**WHAT THE EXERCISE ASKS**
Show all lines holding "styled".

**DATASET RECORDS**
******

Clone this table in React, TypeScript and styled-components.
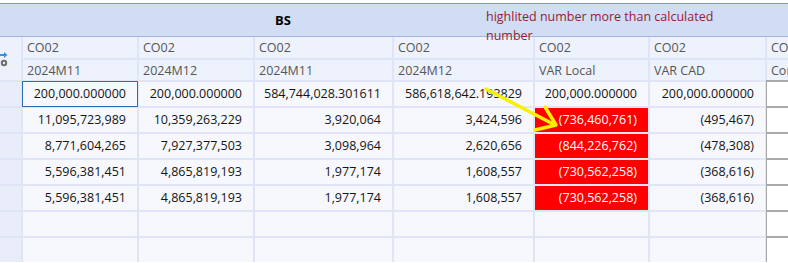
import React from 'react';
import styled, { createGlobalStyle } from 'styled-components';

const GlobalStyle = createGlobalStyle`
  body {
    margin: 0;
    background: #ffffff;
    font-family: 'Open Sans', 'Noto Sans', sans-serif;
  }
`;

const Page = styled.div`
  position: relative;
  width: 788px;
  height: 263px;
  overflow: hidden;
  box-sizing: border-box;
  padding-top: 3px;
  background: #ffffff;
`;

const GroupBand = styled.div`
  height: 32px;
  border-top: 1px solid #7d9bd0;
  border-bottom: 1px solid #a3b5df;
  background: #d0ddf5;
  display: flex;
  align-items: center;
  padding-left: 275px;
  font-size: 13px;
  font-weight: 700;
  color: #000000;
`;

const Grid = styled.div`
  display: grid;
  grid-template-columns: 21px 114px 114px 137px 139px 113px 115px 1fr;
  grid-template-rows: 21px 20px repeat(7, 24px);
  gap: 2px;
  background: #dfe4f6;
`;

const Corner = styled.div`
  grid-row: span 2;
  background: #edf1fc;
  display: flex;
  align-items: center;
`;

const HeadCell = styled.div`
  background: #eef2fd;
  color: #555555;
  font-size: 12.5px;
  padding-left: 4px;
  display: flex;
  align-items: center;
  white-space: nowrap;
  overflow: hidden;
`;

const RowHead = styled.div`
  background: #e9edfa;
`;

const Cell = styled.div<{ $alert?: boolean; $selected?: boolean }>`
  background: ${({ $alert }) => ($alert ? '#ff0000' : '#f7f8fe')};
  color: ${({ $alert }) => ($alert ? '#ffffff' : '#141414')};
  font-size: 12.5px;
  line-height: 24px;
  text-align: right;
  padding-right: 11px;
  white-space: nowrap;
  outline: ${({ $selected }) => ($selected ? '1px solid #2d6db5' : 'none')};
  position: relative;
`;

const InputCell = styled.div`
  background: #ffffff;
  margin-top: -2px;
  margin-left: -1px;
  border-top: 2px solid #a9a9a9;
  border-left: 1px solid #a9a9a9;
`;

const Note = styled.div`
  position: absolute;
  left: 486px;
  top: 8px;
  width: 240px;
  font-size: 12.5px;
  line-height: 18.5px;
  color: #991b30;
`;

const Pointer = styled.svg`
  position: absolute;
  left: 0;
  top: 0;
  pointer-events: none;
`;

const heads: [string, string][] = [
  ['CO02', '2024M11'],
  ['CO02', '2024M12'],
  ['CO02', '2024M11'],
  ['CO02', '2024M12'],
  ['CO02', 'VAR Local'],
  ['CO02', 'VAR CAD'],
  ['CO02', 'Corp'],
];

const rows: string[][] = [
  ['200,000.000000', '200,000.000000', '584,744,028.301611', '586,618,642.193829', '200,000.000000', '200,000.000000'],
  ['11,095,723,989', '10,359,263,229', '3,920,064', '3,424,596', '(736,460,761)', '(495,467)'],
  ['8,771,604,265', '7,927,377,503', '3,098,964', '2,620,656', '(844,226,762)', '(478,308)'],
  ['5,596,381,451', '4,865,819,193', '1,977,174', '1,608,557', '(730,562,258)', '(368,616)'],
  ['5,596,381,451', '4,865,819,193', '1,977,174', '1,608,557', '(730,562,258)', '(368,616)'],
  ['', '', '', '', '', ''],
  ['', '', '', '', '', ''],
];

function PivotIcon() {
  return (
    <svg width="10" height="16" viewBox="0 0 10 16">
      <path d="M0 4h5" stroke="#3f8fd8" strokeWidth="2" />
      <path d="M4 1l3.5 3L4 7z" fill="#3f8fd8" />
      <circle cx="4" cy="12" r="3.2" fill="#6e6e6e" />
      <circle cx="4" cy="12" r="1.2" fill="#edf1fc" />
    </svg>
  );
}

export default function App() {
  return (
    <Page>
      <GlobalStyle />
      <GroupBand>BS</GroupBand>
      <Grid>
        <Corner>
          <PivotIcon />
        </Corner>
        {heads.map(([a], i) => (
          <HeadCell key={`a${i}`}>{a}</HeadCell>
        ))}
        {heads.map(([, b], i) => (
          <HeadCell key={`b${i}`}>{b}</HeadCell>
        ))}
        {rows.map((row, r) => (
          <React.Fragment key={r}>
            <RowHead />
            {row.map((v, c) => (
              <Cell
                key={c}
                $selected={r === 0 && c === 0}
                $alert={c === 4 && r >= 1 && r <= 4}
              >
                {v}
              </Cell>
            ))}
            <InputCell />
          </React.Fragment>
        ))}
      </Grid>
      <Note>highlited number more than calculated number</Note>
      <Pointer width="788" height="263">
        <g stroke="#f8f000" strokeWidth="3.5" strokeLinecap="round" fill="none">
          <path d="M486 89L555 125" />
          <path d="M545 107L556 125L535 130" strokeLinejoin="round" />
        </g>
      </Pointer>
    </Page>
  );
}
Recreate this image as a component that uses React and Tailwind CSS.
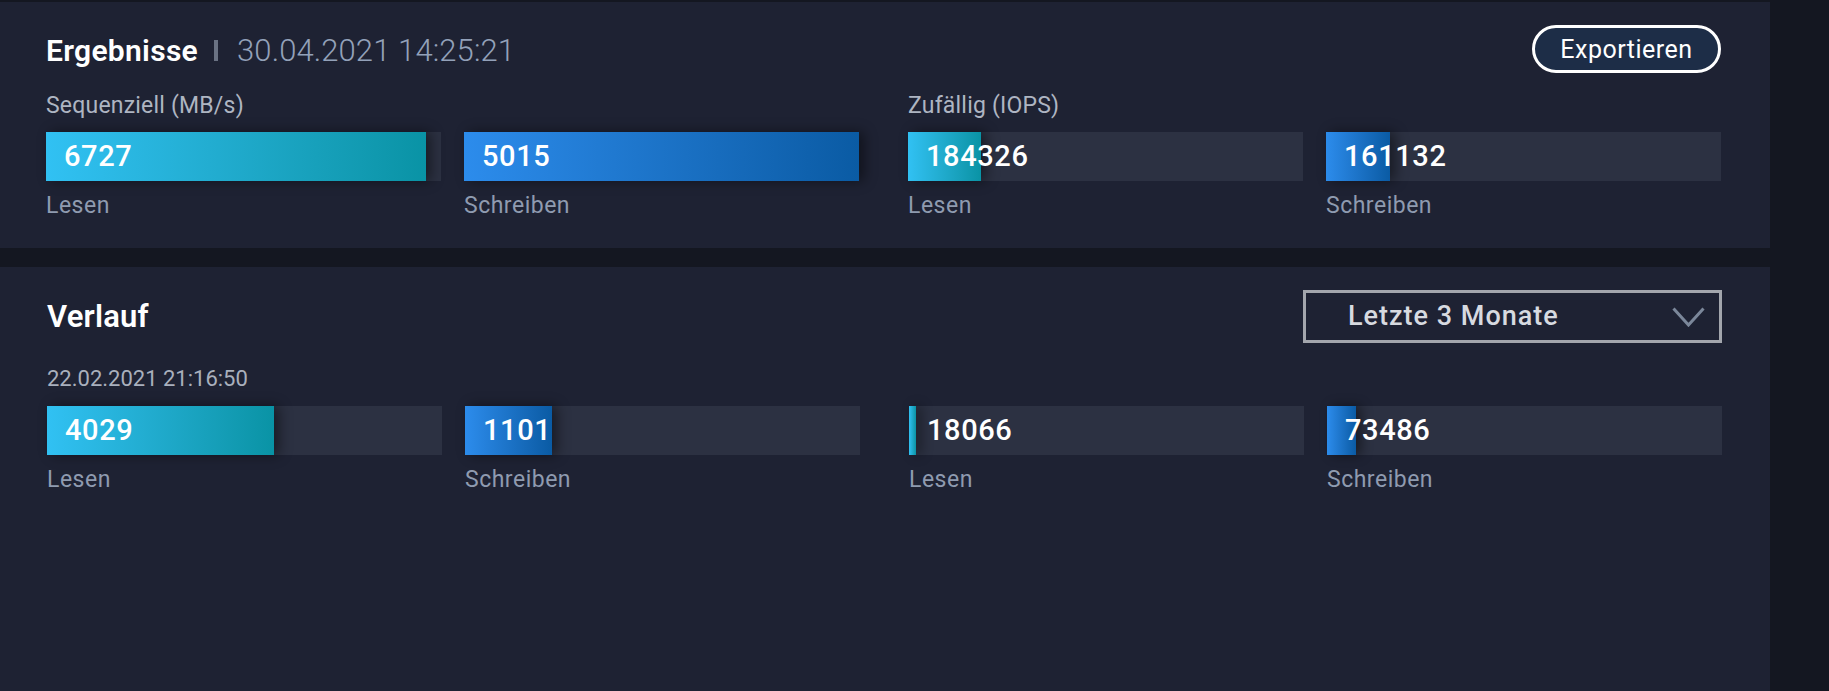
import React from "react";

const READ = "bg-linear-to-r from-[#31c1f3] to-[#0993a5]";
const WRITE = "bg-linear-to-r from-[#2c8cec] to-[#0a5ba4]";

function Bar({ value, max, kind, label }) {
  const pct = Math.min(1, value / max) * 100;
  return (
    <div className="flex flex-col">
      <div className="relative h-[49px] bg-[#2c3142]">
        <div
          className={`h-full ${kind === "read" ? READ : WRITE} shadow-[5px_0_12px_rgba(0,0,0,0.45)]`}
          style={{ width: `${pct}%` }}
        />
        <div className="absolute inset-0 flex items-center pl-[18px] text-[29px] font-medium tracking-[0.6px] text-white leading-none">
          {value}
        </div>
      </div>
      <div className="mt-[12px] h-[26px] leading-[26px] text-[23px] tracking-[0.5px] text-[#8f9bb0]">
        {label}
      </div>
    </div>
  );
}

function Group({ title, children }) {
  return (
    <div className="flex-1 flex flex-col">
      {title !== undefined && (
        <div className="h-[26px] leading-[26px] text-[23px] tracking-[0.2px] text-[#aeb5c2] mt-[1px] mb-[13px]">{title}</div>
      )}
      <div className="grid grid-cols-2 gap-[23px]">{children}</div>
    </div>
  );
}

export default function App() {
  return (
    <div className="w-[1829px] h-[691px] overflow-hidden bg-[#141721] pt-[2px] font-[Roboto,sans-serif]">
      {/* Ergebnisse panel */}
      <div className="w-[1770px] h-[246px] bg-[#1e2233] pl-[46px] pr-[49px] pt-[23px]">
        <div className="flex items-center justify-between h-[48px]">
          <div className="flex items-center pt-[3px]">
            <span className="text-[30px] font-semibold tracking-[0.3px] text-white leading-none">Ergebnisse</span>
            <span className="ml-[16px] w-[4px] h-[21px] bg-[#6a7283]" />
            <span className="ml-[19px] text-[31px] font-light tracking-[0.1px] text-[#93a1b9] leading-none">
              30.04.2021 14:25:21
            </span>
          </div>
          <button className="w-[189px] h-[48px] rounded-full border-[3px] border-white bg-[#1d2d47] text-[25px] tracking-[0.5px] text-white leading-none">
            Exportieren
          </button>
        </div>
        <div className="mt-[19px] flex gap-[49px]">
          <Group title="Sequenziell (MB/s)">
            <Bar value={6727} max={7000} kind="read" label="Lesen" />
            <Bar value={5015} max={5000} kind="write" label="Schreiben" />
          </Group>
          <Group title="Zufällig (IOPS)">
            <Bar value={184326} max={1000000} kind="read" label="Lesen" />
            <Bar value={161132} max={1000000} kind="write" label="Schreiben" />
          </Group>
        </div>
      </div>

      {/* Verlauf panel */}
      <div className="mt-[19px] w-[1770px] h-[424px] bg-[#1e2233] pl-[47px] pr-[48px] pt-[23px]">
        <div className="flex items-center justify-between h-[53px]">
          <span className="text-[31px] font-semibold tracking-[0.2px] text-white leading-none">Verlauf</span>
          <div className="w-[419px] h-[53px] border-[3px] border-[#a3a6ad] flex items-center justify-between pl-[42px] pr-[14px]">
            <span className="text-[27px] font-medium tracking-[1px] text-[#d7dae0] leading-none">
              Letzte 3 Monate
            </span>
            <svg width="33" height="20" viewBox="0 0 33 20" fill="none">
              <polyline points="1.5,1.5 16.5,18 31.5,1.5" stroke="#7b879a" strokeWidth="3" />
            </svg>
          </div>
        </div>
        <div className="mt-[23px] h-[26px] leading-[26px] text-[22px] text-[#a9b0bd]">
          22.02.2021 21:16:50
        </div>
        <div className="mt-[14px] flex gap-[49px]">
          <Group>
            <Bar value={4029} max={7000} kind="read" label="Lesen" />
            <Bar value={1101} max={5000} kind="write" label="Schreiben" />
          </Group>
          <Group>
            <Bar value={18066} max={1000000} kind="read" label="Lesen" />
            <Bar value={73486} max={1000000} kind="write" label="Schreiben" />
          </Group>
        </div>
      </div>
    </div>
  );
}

******

**SOLUTION TO THIS PROBLEM**
Clone this table in React, TypeScript and styled-components.
import styled, { createGlobalStyle } from 'styled-components';
const Page = styled.div`
const GroupBand = styled.div`
const Grid = styled.div`
const Corner = styled.div`
const HeadCell = styled.div`
const RowHead = styled.div`
const Cell = styled.div<{ $alert?: boolean; $selected?: boolean }>`
const InputCell = styled.div`
const Note = styled.div`
const Pointer = styled.svg`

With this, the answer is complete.